[Data entries]
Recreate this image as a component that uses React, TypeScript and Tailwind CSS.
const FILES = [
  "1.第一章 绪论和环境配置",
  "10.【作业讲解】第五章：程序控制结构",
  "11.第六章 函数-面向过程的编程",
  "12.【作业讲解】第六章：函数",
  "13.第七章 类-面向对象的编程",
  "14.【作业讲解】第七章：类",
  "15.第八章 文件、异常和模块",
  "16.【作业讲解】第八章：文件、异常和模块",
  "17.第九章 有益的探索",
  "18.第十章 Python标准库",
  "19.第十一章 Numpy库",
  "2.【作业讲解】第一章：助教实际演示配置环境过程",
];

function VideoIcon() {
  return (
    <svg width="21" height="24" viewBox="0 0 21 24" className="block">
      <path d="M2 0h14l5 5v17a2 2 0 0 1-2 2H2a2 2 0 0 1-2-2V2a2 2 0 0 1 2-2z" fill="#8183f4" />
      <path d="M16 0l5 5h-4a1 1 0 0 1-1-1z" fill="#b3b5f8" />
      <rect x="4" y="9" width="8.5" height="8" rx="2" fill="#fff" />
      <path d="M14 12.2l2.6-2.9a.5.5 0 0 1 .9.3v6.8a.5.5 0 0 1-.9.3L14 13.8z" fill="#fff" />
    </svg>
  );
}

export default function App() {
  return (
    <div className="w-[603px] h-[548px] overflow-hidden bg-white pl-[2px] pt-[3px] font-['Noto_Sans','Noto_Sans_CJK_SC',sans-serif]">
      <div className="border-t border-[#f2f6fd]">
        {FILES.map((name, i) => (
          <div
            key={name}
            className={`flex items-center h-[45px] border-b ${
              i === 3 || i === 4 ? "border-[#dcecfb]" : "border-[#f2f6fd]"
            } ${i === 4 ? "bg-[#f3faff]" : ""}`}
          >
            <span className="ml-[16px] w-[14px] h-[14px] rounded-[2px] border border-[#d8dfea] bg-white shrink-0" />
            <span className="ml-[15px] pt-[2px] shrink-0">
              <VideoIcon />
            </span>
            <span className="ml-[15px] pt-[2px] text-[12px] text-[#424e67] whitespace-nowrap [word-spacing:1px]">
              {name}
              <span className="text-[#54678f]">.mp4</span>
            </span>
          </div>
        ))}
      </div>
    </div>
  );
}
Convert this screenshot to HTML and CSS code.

■ GOAL: From the data above, extract every line in its exact form.

■ FINISHED EXERCISE:
Recreate this image as a component that uses React, TypeScript and Tailwind CSS.
const FILES = [
  "1.第一章 绪论和环境配置",
  "10.【作业讲解】第五章：程序控制结构",
  "11.第六章 函数-面向过程的编程",
  "12.【作业讲解】第六章：函数",
  "13.第七章 类-面向对象的编程",
  "14.【作业讲解】第七章：类",
  "15.第八章 文件、异常和模块",
  "16.【作业讲解】第八章：文件、异常和模块",
  "17.第九章 有益的探索",
  "18.第十章 Python标准库",
  "19.第十一章 Numpy库",
  "2.【作业讲解】第一章：助教实际演示配置环境过程",
];

function VideoIcon() {
  return (
    <svg width="21" height="24" viewBox="0 0 21 24" className="block">
      <path d="M2 0h14l5 5v17a2 2 0 0 1-2 2H2a2 2 0 0 1-2-2V2a2 2 0 0 1 2-2z" fill="#8183f4" />
      <path d="M16 0l5 5h-4a1 1 0 0 1-1-1z" fill="#b3b5f8" />
      <rect x="4" y="9" width="8.5" height="8" rx="2" fill="#fff" />
      <path d="M14 12.2l2.6-2.9a.5.5 0 0 1 .9.3v6.8a.5.5 0 0 1-.9.3L14 13.8z" fill="#fff" />
    </svg>
  );
}

export default function App() {
  return (
    <div className="w-[603px] h-[548px] overflow-hidden bg-white pl-[2px] pt-[3px] font-['Noto_Sans','Noto_Sans_CJK_SC',sans-serif]">
      <div className="border-t border-[#f2f6fd]">
        {FILES.map((name, i) => (
          <div
            key={name}
            className={`flex items-center h-[45px] border-b ${
              i === 3 || i === 4 ? "border-[#dcecfb]" : "border-[#f2f6fd]"
            } ${i === 4 ? "bg-[#f3faff]" : ""}`}
          >
            <span className="ml-[16px] w-[14px] h-[14px] rounded-[2px] border border-[#d8dfea] bg-white shrink-0" />
            <span className="ml-[15px] pt-[2px] shrink-0">
              <VideoIcon />
            </span>
            <span className="ml-[15px] pt-[2px] text-[12px] text-[#424e67] whitespace-nowrap [word-spacing:1px]">
              {name}
              <span className="text-[#54678f]">.mp4</span>
            </span>
          </div>
        ))}
      </div>
    </div>
  );
}
Convert this screenshot to HTML and CSS code.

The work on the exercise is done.